An Empirical Study of Fuzz Harness Degradation

TL;DR

This study investigates whether fuzz harnesses in continuous fuzzing platforms degrade over time, analyzing 510 projects and finding that many maintain coverage and bug-finding capabilities despite lack of updates.

Contribution

It provides the first large-scale empirical analysis of fuzz harness degradation and introduces metrics and tools to detect such degradation in OSS-Fuzz projects.

Findings

Overall coverage remains consistent over time.

Harnesses often retain bug-finding ability without updates.

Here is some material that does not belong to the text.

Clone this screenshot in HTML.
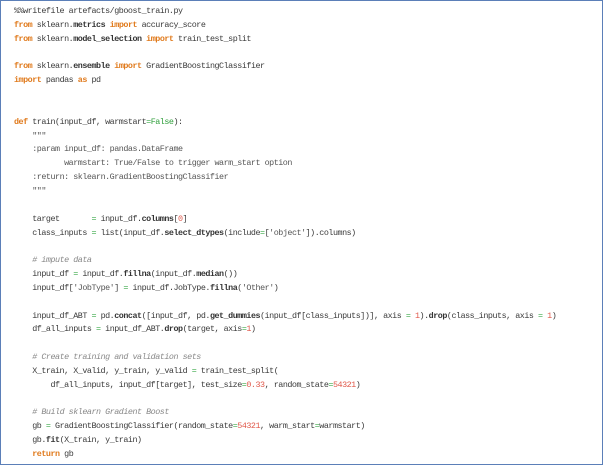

Identified causes of coverage degradation in specific cases.

Abstract

The purpose of continuous fuzzing platforms is to enable fuzzing for software projects via \emph{fuzz harnesses} -- but as the projects continue to evolve, are these harnesses updated in lockstep, or do they run out of date? If these harnesses remain unmaintained, will they \emph{degrade} over time in terms of coverage achieved or number of bugs found? This is the subject of our study. We study Google's OSS-Fuzz continuous fuzzing platform containing harnesses for 510 open-source C/C++ projects, many of which are security-critical. A harness is the glue code between the fuzzer and the project, so it needs to adapt to changes in the project. It is often added by a project maintainer or as part of a, sometimes short-lived, testing effort. Our analysis shows a consistent overall fuzzer coverage percentage for projects in OSS-Fuzz and a surprising longevity of the bug-finding capability of harnesses even without explicit updates, as long as they still build. However, we also identify and manually examine individual cases of harness coverage degradation and categorize their root causes. Furthermore, we contribute to OSS-Fuzz and Fuzz Introspector to support metrics to detect harness degradation in OSS-Fuzz projects guided by this research.